Oh, don’t get me wrong. I have a deep respect for winter, and I understand intellectually the tilt of Earth on its axis and where I live latitude-wise. I understand the Newtonian laws of thermodynamics and how electrons slow down when they get tired. I understand it but I don’t like it.
I still consider winter to be a design flaw in the universe.
My opinion of winter was reinforced every time I harnessed a team to a haysled at twenty below to feed cattle that would have been happier in South Texas, regardless of the bugs, stickers and snakes.
Every time that I had to drain oil from the vehicles and equipment at the ID, and bring the buckets inside to set by the furnace just so things would start in the morning, I was reminded that something about this whole deal is just wrong.
So I have to shake my head at all those folks who intentionally come to Wyoming in winter to have fun. I’ve seen pictures of them, dressed in shiny ski bum finery and snowboard chic, cavorting in glistening powder – Mom, Dad, Buddy and Sis – rosy-cheeked and healthy, with apres-ski cocoa waiting for them back at the lodge.
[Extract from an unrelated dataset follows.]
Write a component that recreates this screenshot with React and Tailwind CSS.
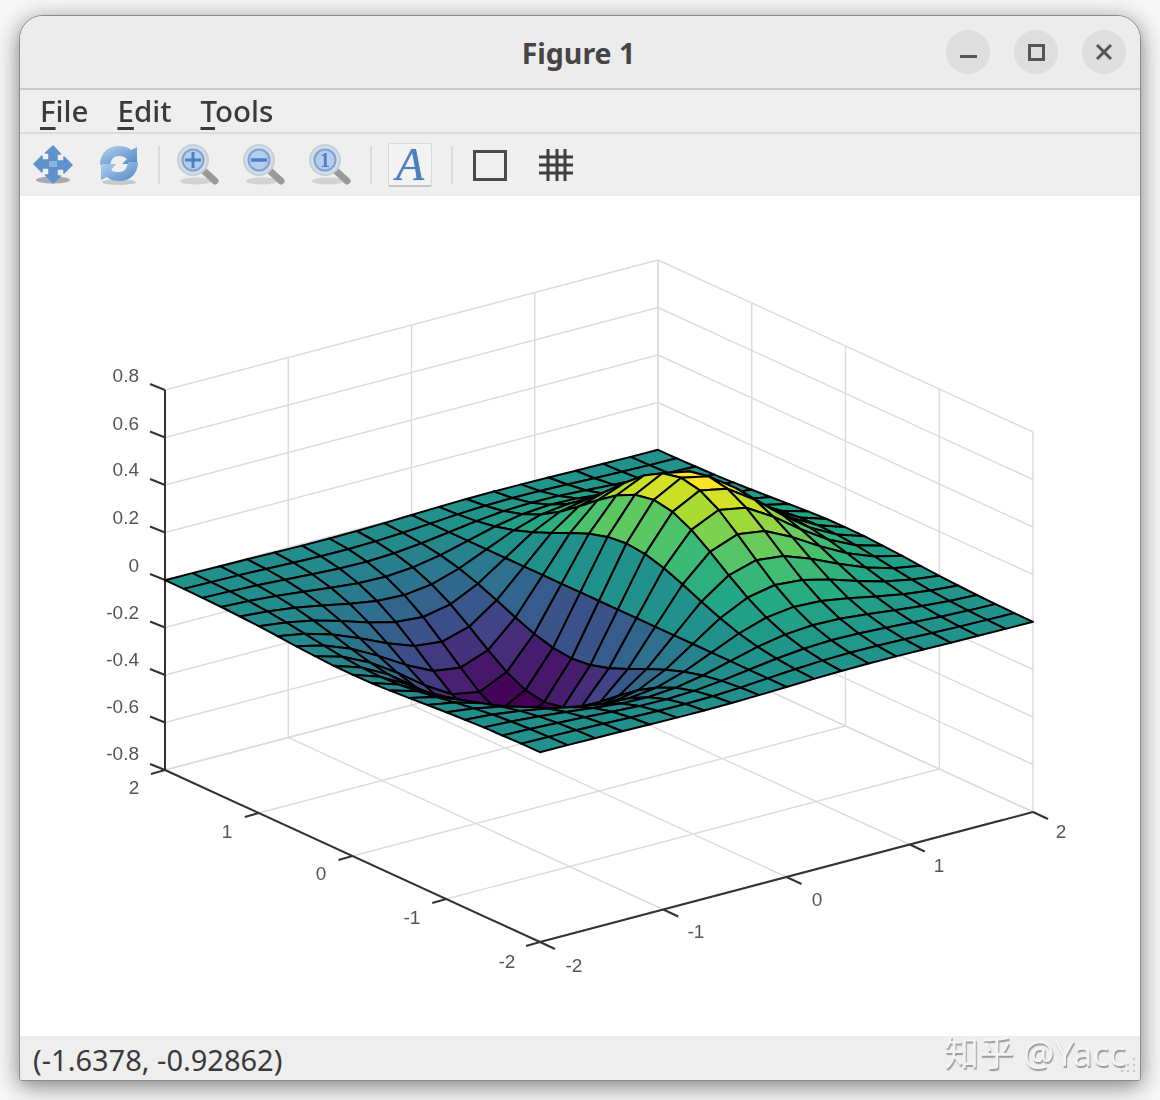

I have to contrast this scene with me getting snowed in for eleven days at Remount a few years ago. Poor planning on my part led to me running out of Copenhagen with the road still under deep drifts.
Desperation prompted me to consider fashioning a pair of snowshoes out of willows and rawhide so I could walk six miles to the Buford store and score some chew.
I’m glad I didn’t venture out in that white, frozen death. My bones and belt buckle is all that would have been found in the spring under circling buzzards.
If folks are so enamored of Wyoming in winter, let ‘em get horseback on a day when they need to change stirrups to fit the paks or five-buckles that are the only way to keep their feet from freezing.
Let ‘em ride with me on a sub-zero day with a blanket of fresh snow and not a cloud in the sky while the sunlight reflecting off the snow slowly cooks their eyeballs, sunglasses or not.
Tourists would probably pay good money to go snowblind twenty miles from the house, where all they can see is black and all they can do is give the horse his head to see if he can get them out of the jam.
They’d be all smiles, after stumbling blind for a couple hours in rough country, to hear the metallic clink as the wind blows the latch chain on the horse trailer and they realize they are not gonna die.
I don’t want to sound too harsh on the season, though. Christmas is in winter, and I’ve loved Christmas ever since I was a bundled up little kid, standing out in the windblown yard forty miles from town with snot frozen on my upper lip, listening for sleighbells.
Merry Christmas, y’all. Stay warm!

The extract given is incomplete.